Depuis le 19 avril 1937 avait été promulgué le décret d’Unification, véritable anti-coup d’Etat (comme l’appela Ridruejo des années plus tard) par lequel toutes les forces politiques qui s’étaient ralliées au soulèvement se voyaient intégrées à un seul et même parti sous le commandement de Généralissime, la vieille garde de la Phalange pouvait commencer à soupçonner que la révolution fasciste dont elle avait rêvé n’allait jamais advenir.
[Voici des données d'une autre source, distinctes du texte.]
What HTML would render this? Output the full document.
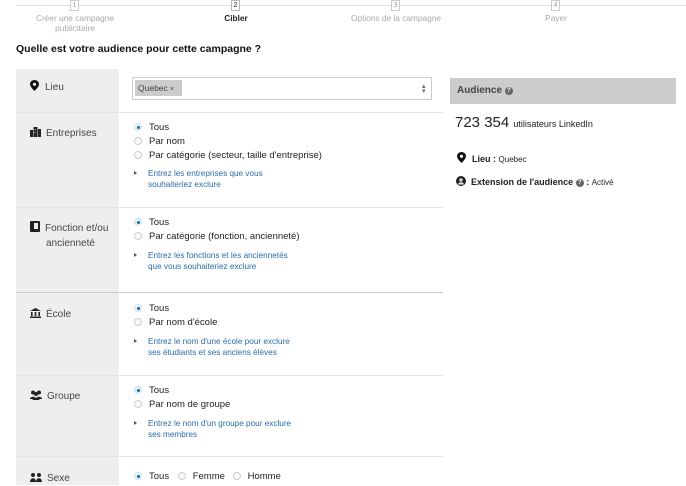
<!DOCTYPE html>
<html><head><meta charset="utf-8"><style>
*{margin:0;padding:0;box-sizing:border-box}
body{width:686px;height:485px;overflow:hidden;background:#fff;font-family:"Liberation Sans",Arial,sans-serif;color:#222;position:relative}
.a{position:absolute;white-space:nowrap}
.step{font-size:8.3px;color:#aaa;text-align:center;line-height:10px}
.num{position:absolute;width:9px;height:11px;border:1px solid #ccc;background:#fff;font-size:7px;color:#999;text-align:center;line-height:9px}
.gray{position:absolute;left:16px;width:103px;background:#eee}
.sep{position:absolute;left:16px;width:427px;height:1px;background:#e3e3e3}
.lbl{font-size:10px;color:#444;line-height:15px}
.r{font-size:9.5px;color:#222;line-height:14px}
.rb{display:inline-block;width:8px;height:8px;border-radius:50%;border:1px solid #ccc;background:#fafafa;vertical-align:-1px;margin-right:7px;position:relative}
.rb.on::after{content:"";position:absolute;left:1.5px;top:1.5px;width:3px;height:3px;border-radius:50%;background:#0a6bab}
.rb.on{border-color:#cfe0ee;background:#eef5fb}
.lk{font-size:8.2px;color:#2a6ca8;line-height:11px}
.lk::before{content:"";position:absolute;left:-14px;top:3px;border-left:3px solid #555;border-top:2px solid transparent;border-bottom:2px solid transparent}
svg.i{vertical-align:-1px;margin-right:5px}
.q{display:inline-block;width:8px;height:8px;border-radius:50%;background:#666;color:#fff;font-size:6px;line-height:8px;text-align:center;vertical-align:1px;font-weight:bold}
</style></head><body>
<div class="a" style="left:16px;top:5px;width:670px;height:1px;background:#ddd"></div>
<div class="num" style="left:70px;top:0">1</div>
<div class="num" style="left:231px;top:0;color:#222;border-color:#bbb">2</div>
<div class="num" style="left:391px;top:0">3</div>
<div class="num" style="left:551px;top:0">4</div>
<div class="a step" style="left:25px;top:13px;width:100px">Créer une campagne<br>publicitaire</div>
<div class="a step" style="left:186px;top:13px;width:100px;color:#222;font-weight:bold">Cibler</div>
<div class="a step" style="left:336px;top:13px;width:120px">Options de la campagne</div>
<div class="a step" style="left:506px;top:13px;width:100px">Payer</div>
<div class="a" style="left:16px;top:43px;font-size:10.5px;font-weight:bold;color:#111">Quelle est votre audience pour cette campagne ?</div>

<div class="gray" style="top:69px;height:416px"></div>
<div class="sep" style="top:112px"></div>
<div class="sep" style="top:207px"></div>
<div class="sep" style="top:292px;background:#ccc"></div>
<div class="sep" style="top:375px"></div>
<div class="sep" style="top:456px"></div>

<div class="a lbl" style="left:30px;top:80px"><svg width="9" height="11" viewBox="0 0 9 11" style="vertical-align:-1px;margin-right:6px"><path d="M4.5 0C2 0 0 2 0 4.3 0 7 4.5 11 4.5 11S9 7 9 4.3C9 2 7 0 4.5 0z" fill="#111"/><circle cx="4.5" cy="4.3" r="1.6" fill="#eee"/></svg>Lieu</div>
<div class="a" style="left:132px;top:77px;width:300px;height:23px;border:1px solid #ccc;background:#fff"></div>
<div class="a" style="left:135px;top:80px;width:47px;height:16px;background:#ccc;font-size:8.5px;color:#444;line-height:16px;padding-left:3px">Quebec <span style="font-size:7px">×</span></div>
<div class="a" style="left:422px;top:84px;font-size:7px;color:#666;line-height:5px">▴<br>▾</div>

<div class="a lbl" style="left:30px;top:126px"><svg class="i" width="11" height="10" viewBox="0 0 11 10"><rect x="0" y="3" width="3" height="7" fill="#222"/><rect x="3.5" y="0" width="4" height="10" fill="#222"/><rect x="8" y="2" width="3" height="8" fill="#222"/><rect x="4.5" y="2" width="1" height="1" fill="#eee"/><rect x="4.5" y="5" width="1" height="1" fill="#eee"/></svg>Entreprises</div>
<div class="a r" style="left:134px;top:121px"><span class="rb on"></span>Tous<br><span class="rb"></span>Par nom<br><span class="rb"></span>Par catégorie (secteur, taille d'entreprise)</div>
<div class="a lk" style="left:148px;top:168px">Entrez les entreprises que vous<br>souhaiteriez exclure</div>

<div class="a lbl" style="left:30px;top:221px;white-space:normal;width:85px"><svg class="i" width="10" height="11" viewBox="0 0 10 11"><rect x="0" y="0" width="10" height="11" rx="1" fill="#222"/><rect x="4" y="2" width="4" height="6" fill="#eee"/></svg>Fonction et/ou<br><span style="padding-left:16px">ancienneté</span></div>
<div class="a r" style="left:134px;top:216px"><span class="rb on"></span>Tous<br><span class="rb"></span>Par catégorie (fonction, ancienneté)</div>
<div class="a lk" style="left:148px;top:250px">Entrez les fonctions et les anciennetés<br>que vous souhaiteriez exclure</div>

<div class="a lbl" style="left:30px;top:307px"><svg class="i" width="11" height="10" viewBox="0 0 11 10"><path d="M5.5 0L0 3h11z" fill="#222"/><rect x="1" y="4" width="1.6" height="4" fill="#222"/><rect x="4.7" y="4" width="1.6" height="4" fill="#222"/><rect x="8.4" y="4" width="1.6" height="4" fill="#222"/><rect x="0" y="8.5" width="11" height="1.5" fill="#222"/></svg>École</div>
<div class="a r" style="left:134px;top:302px"><span class="rb on"></span>Tous<br><span class="rb"></span>Par nom d'école</div>
<div class="a lk" style="left:148px;top:336px">Entrez le nom d'une école pour exclure<br>ses étudiants et ses anciens élèves</div>

<div class="a lbl" style="left:30px;top:389px"><svg class="i" width="12" height="10" viewBox="0 0 12 10"><circle cx="3" cy="2.5" r="2" fill="#222"/><circle cx="9" cy="2.5" r="2" fill="#222"/><circle cx="6" cy="4" r="2" fill="#222"/><path d="M0 9c0-3 6-3 6 0M6 9c0-3 6-3 6 0M2.5 10c0-3 7-3 7 0z" fill="#222"/></svg>Groupe</div>
<div class="a r" style="left:134px;top:384px"><span class="rb on"></span>Tous<br><span class="rb"></span>Par nom de groupe</div>
<div class="a lk" style="left:148px;top:418px">Entrez le nom d'un groupe pour exclure<br>ses membres</div>

<div class="a lbl" style="left:30px;top:471px"><svg class="i" width="12" height="9" viewBox="0 0 12 9"><circle cx="3" cy="2" r="2" fill="#222"/><circle cx="9" cy="2" r="2" fill="#222"/><path d="M0 9c0-5 6-5 6 0zM6 9c0-5 6-5 6 0z" fill="#222"/></svg>Sexe</div>
<div class="a r" style="left:134px;top:470px"><span class="rb on"></span>Tous <span style="display:inline-block;width:6px"></span><span class="rb"></span>Femme <span style="display:inline-block;width:5px"></span><span class="rb"></span>Homme</div>

<div class="a" style="left:450px;top:78px;width:226px;height:26px;background:#ccc;font-size:10px;font-weight:bold;color:#444;line-height:26px;padding-left:7px">Audience <span class="q">?</span></div>
<div class="a" style="left:455px;top:114px;font-size:15px;color:#222">723 354 <span style="font-size:9px">utilisateurs LinkedIn</span></div>
<div class="a" style="left:457px;top:152px;font-size:9px;color:#222"><svg width="9" height="11" viewBox="0 0 9 11" style="vertical-align:-1px;margin-right:6px"><path d="M4.5 0C2 0 0 2 0 4.3 0 7 4.5 11 4.5 11S9 7 9 4.3C9 2 7 0 4.5 0z" fill="#111"/><circle cx="4.5" cy="4.3" r="1.6" fill="#fff"/></svg><b>Lieu :</b> <span style="font-size:8px">Quebec</span></div>
<div class="a" style="left:456px;top:176px;font-size:9px;color:#222"><svg width="10" height="10" viewBox="0 0 10 10" style="vertical-align:-1px;margin-right:5px"><circle cx="5" cy="5" r="5" fill="#222"/><circle cx="5" cy="4" r="1.7" fill="#ddd"/><path d="M2 8.5c0-3 6-3 6 0z" fill="#ddd"/></svg><b>Extension de l'audience</b> <span class="q">?</span> <b>:</b> <span style="font-size:8px">Activé</span></div>
</body></html>
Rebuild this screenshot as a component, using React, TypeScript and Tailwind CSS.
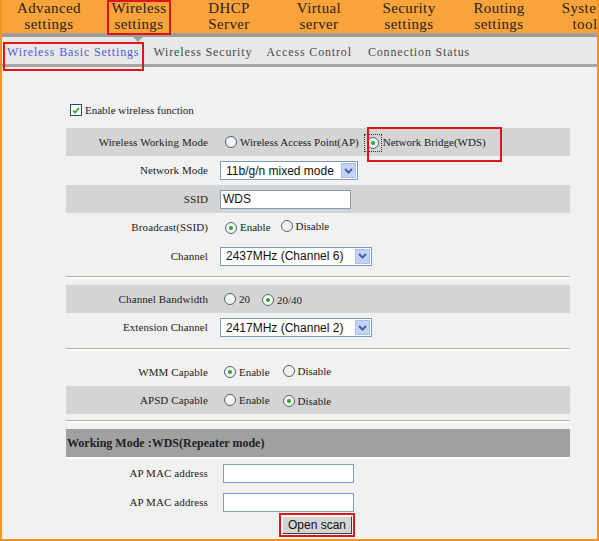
import React from "react";

const Radio = ({ checked }: { checked?: boolean }) => (
  <span className="inline-flex w-[12px] h-[12px] shrink-0 rounded-full border border-[#4a6482] bg-[#f4f4f0] items-center justify-center">
    {checked && <span className="w-[4px] h-[4px] rounded-full bg-[#2ca42c]" />}
  </span>
);

const RadioOpt = ({ checked, label, focus }: { checked?: boolean; label: string; focus?: boolean }) => (
  <span className="inline-flex items-center">
    {focus ? (
      <span className="inline-flex p-[2px] border border-dotted border-[#333]">
        <Radio checked={checked} />
      </span>
    ) : (
      <Radio checked={checked} />
    )}
    <span className={focus ? "ml-[1px]" : "ml-[3px]"}>{label}</span>
  </span>
);

const Chevron = () => (
  <svg width="9" height="6" viewBox="0 0 9 6">
    <path d="M1 1 L4.5 4.5 L8 1" fill="none" stroke="#4d6185" strokeWidth="2" />
  </svg>
);

const Select = ({ value, w }: { value: string; w: string }) => (
  <div className={`relative flex items-center h-[19px] border border-[#7f9db9] bg-white ${w}`}>
    <span className="pl-[5px] text-[12px] text-[#111] font-['Liberation_Sans',Arial,sans-serif] leading-none">
      {value}
    </span>
    <span className="absolute right-[1px] top-[1px] bottom-[1px] w-[15px] bg-[#c1d2fb] border border-[#aac0ee] flex items-center justify-center">
      <Chevron />
    </span>
  </div>
);

const Row = ({ label, gray, h, children, pl }: { label: string; gray?: boolean; h: string; children: React.ReactNode; pl?: string }) => (
  <div className={`flex items-center ${h} ${gray ? "bg-[#d4d4d4]" : ""}`}>
    <div className="w-[142px] text-right shrink-0 tracking-[0.1px]">{label}</div>
    <div className={`flex items-center ${pl ?? "pl-[12px]"}`}>{children}</div>
  </div>
);

const Divider = () => (
  <div>
    <div className="h-px bg-[#b9b29e]" />
    <div className="h-px bg-white" />
  </div>
);

export default function App() {
  const nav = [
    ["Advanced", "settings", "w-[90px]"],
    ["Wireless", "settings", "w-[90px]"],
    ["DHCP", "Server", "w-[90px]"],
    ["Virtual", "server", "w-[90px]"],
    ["Security", "settings", "w-[90px]"],
    ["Routing", "settings", "w-[90px]"],
    ["System", "tool", "w-[82px]"],
  ];
  return (
    <div className="relative w-[599px] h-[541px] overflow-hidden bg-[#f1f1f1] border-x-2 border-b-2 border-[#f39425] font-['Liberation_Serif',serif] text-[#222]">
      {/* top nav */}
      <div className="h-[33px] bg-[#f9a33b] flex pl-[2px] overflow-hidden">
        {nav.map(([a, b, w]) => (
          <div key={a} className={`${w} shrink-0 text-center whitespace-nowrap text-[15px] leading-[16px] tracking-[0.4px] text-[#2a2218]`}>
            <div>{a}</div>
            <div>{b}</div>
          </div>
        ))}
      </div>
      <div className="relative h-[4px] bg-[#9d9d9d]">
        <div className="absolute left-[131px] top-[4px] w-0 h-0 border-l-[5px] border-r-[5px] border-t-[5px] border-l-transparent border-r-transparent border-t-[#9d9d9d]" />
      </div>
      {/* sub nav */}
      <div className="h-[27px] bg-[#e8e8e8] flex items-center pl-[5px] pt-[2px] gap-[14px] text-[12px] tracking-[0.85px] text-[#4a4a4a]">
        <span className="text-[#4d5ed4]">Wireless Basic Settings</span>
        <span>Wireless Security</span>
        <span>Access Control</span>
        <span className="ml-[2px]">Connection Status</span>
      </div>
      <div className="h-[3px] bg-[#a5a5a5]" />

      {/* body */}
      <div className="ml-[64px] w-[504px] text-[11px]">
        <div className="h-[26px] mt-[30px] mb-[5px] flex items-center pl-[4px]">
          <span className="inline-flex w-[12px] h-[12px] border border-[#1c5180] bg-white items-center justify-center">
            <svg width="8" height="7" viewBox="0 0 8 7">
              <path d="M1 3.5 L3 5.5 L7 1" fill="none" stroke="#21a121" strokeWidth="1.6" />
            </svg>
          </span>
          <span className="ml-[3px]">Enable wireless function</span>
        </div>

        <Row label="Wireless Working Mode" gray h="h-[28px]" pl="pl-[17px]">
          <RadioOpt label="Wireless Access Point(AP)" />
          <span className="ml-[5px]">
            <RadioOpt checked focus label="Network Bridge(WDS)" />
          </span>
        </Row>
        <Row label="Network Mode" h="h-[29px]">
          <Select value="11b/g/n mixed mode" w="w-[138px]" />
        </Row>
        <Row label="SSID" gray h="h-[28px]">
          <div className="w-[131px] h-[19px] border border-[#7f9db9] bg-white flex items-center pl-[2px] text-[12px] text-[#111] font-['Liberation_Sans',Arial,sans-serif]">
            WDS
          </div>
        </Row>
        <Row label="Broadcast(SSID)" h="h-[29px]" pl="pl-[17px]">
          <RadioOpt checked label="Enable" />
          <span className="ml-[10px]">
            <RadioOpt label="Disable" />
          </span>
        </Row>
        <Row label="Channel" h="h-[28px]">
          <Select value="2437MHz (Channel 6)" w="w-[152px]" />
        </Row>

        <div className="h-[6px]" />
        <Divider />
        <div className="h-[7px]" />

        <Row label="Channel Bandwidth" gray h="h-[28px]" pl="pl-[16px]">
          <RadioOpt label="20" />
          <span className="ml-[12px]">
            <RadioOpt checked label="20/40" />
          </span>
        </Row>
        <Row label="Extension Channel" h="h-[29px]">
          <Select value="2417MHz (Channel 2)" w="w-[152px]" />
        </Row>

        <div className="h-[6px]" />
        <Divider />
        <div className="h-[8px]" />

        <Row label="WMM Capable" h="h-[28px]" pl="pl-[16px]">
          <RadioOpt checked label="Enable" />
          <span className="ml-[13px]">
            <RadioOpt label="Disable" />
          </span>
        </Row>
        <Row label="APSD Capable" gray h="h-[28px]" pl="pl-[16px]">
          <RadioOpt label="Enable" />
          <span className="ml-[13px]">
            <RadioOpt checked label="Disable" />
          </span>
        </Row>

        <div className="h-[6px]" />
        <Divider />
        <div className="h-[7px]" />

        <div className="h-[28px] bg-[#a0a0a0] flex items-center pl-[1px] text-[12px] font-bold text-[#222]">
          Working Mode :WDS(Repeater mode)
        </div>
        <div className="h-[2px] bg-white" />

        <Row label="AP MAC address" h="h-[29px]" pl="pl-[15px]">
          <div className="w-[131px] h-[19px] border border-[#7f9db9] bg-white" />
        </Row>
        <Row label="AP MAC address" h="h-[28px]" pl="pl-[15px]">
          <div className="w-[131px] h-[19px] border border-[#7f9db9] bg-white" />
        </Row>
        <div className="pl-[213px] -mt-[3px]">
          <span className="inline-flex border-2 border-[#e1141b] p-[1px]">
            <span className="w-[70px] h-[18px] flex items-center justify-center bg-[#d4d4d4] border border-t-white border-l-white border-r-[#404040] border-b-[#404040] text-[12px] text-[#111] font-['Liberation_Sans',Arial,sans-serif]">
              Open scan
            </span>
          </span>
        </div>
      </div>

      {/* annotation boxes */}
      <div className="absolute left-[105px] top-0 w-[64px] h-[35px] border-2 border-[#e1141b]" />
      <div className="absolute left-[1px] top-[42px] w-[141px] h-[29px] border-2 border-[#e1141b]" />
      <div className="absolute left-[365px] top-[127px] w-[135px] h-[35px] border-2 border-[#e1141b]" />
    </div>
  );
}
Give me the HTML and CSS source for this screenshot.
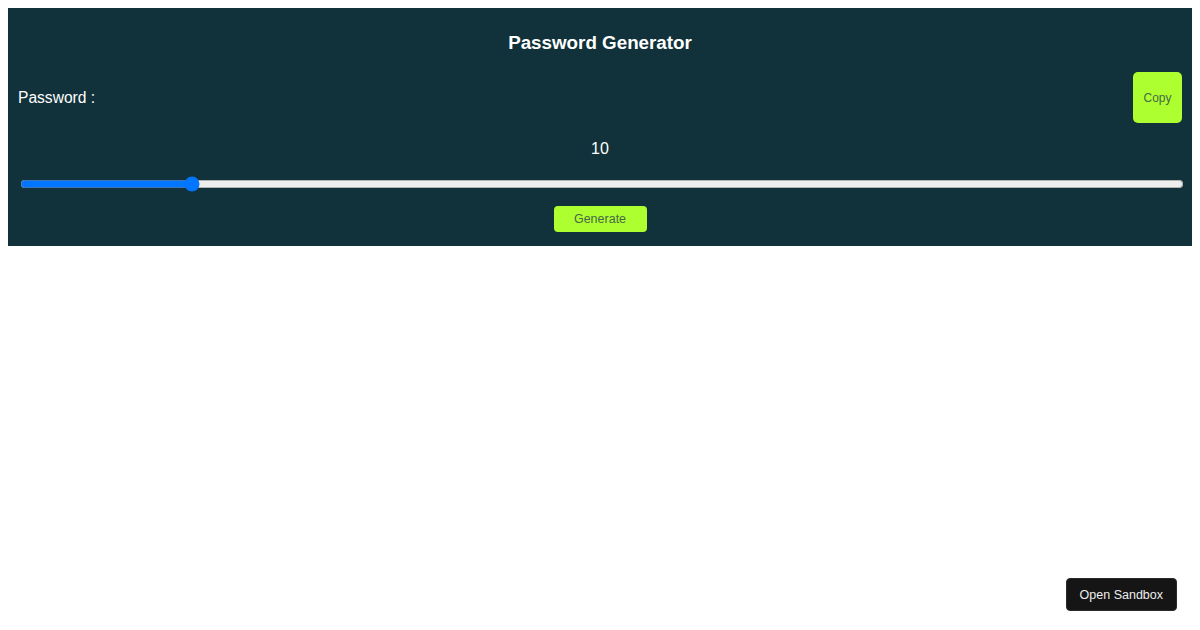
FILE: index.html
```html
<!DOCTYPE html>
<html lang="en">
<head>
  <meta charset="UTF-8">
  <meta name="viewport" content="width=device-width, initial-scale=1.0">
  <title>Password Generator</title>
  <link rel="stylesheet" href="styles.css">
</head>
<body>
  <div class="container">
    <h2 class="title">Password Generator</h2>

    <div class="password-row">
      <span class="password-label">Password : <span id="password"></span></span>
      <button class="copy-btn" onclick="copyPassword()">Copy</button>
    </div>

    <div class="length-value" id="lengthValue">10</div>
    <input type="range" id="length" class="length-range" min="0" max="70" value="10" oninput="updateLength()">

    <div class="generate-wrap">
      <button class="generate-btn" onclick="generatePassword()">Generate</button>
    </div>
  </div>

  <a class="sandbox-btn" href="#">Open Sandbox</a>

  <script>
    // Update the length label when slider moves
    function updateLength() {
      document.getElementById("lengthValue").textContent = document.getElementById("length").value;
    }

    // Build a random password
    function generatePassword() {
      const chars = "ABCDEFGHIJKLMNOPQRSTUVWXYZabcdefghijklmnopqrstuvwxyz0123456789!@#$%^&*";
      const length = document.getElementById("length").value;
      let result = "";
      for (let i = 0; i < length; i++) {
        result += chars.charAt(Math.floor(Math.random() * chars.length));
      }
      document.getElementById("password").textContent = result;
    }

    // Copy to clipboard
    function copyPassword() {
      const text = document.getElementById("password").textContent;
      if (navigator.clipboard) navigator.clipboard.writeText(text);
    }
  </script>
</body>
</html>
```

FILE: styles.css
```css
body {
  font-family: "Liberation Sans", Arial, sans-serif;
  margin: 8px;
  background: #fff;
}
.container {
  background-color: #11323a;
  color: #fff;
  padding: 10px 10px 14px;
}
.title {
  text-align: center;
  font-size: 18.8px;
  line-height: 21px;
  margin: 14px 0 19px;
}
.password-row {
  display: flex;
  align-items: center;
  justify-content: space-between;
  height: 51px;
}
.password-label {
  font-size: 15.6px;
}
.copy-btn {
  width: 49px;
  height: 51px;
  background-color: #adff2f;
  color: #46684a;
  border: none;
  border-radius: 5px;
  font-family: inherit;
  font-size: 12px;
  padding: 0;
  cursor: pointer;
}
.length-value {
  text-align: center;
  font-size: 16px;
  line-height: 18px;
  margin-top: 17px;
}
.length-range {
  display: block;
  width: 100%;
  margin: 18px 2px 2px;
}
.generate-wrap {
  text-align: center;
  margin-top: 14px;
}
.generate-btn {
  width: 93px;
  height: 26px;
  background-color: #adff2f;
  color: #46684a;
  border: none;
  border-radius: 4px;
  font-family: inherit;
  font-size: 12.5px;
  cursor: pointer;
}
.sandbox-btn {
  position: fixed;
  right: 23px;
  bottom: 19px;
  background-color: #151515;
  color: #eee;
  font-size: 12.5px;
  text-decoration: none;
  padding: 0 13px;
  height: 33px;
  line-height: 33px;
  border-radius: 4px;
  border: 1px solid #2a2a2a;
  box-sizing: border-box;
}
```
De fait, lecoktail expéditif qui lui tenait lieu de doctrine allait finalement se diluer en une soupe pudibonde, prévisible et conservatrice — car s’y mêlaient, en un amalgame brillant, démagogique et improbable, la préservation de certaines valeurs traditionnelles et l’urgence de changements profonds dans la structure économique et sociale du pays, la terreur des classes moyennes face à la révolution prolétarienne et un irrationalisme vitaliste d’origine nietzschéenne qui, contre le « vivere cauto » bourgeois, défendait le « vivere pericoloso » romantique.

Puis l’auteur se lancera à la recherche de ces républicains qui passèrent la frontière française pour se retrouver dans un camp entouré de barbelés sur la plage d’Argelès. Vite engagés dans la légion étrangère, ils repartent pour une autre guerre… De l’Afrique du Nord au Tchad (à pied, aller-retour), puis à Londres et le débarquement en Normandie… avec la colonne Leclerc, ils seront parmi les premiers à entrer dans Paris. Pour enfin finir la guerre en Allemagne et en Autriche.

Et peu importe s’il retrouve ce fameux soldat… Ceux qu’il va croiser lui permettront de finir superbement son roman.

Javier Cercas est né en 1966. Diplômé de philologie, professeur de littérature espagnole, et marqué très tôt par Jorge Luis Borges, c’est ce livre qui le révèlera au grand public. Une adaptation au cinéma a été faite : « Soldados de salamina » par David Trueba.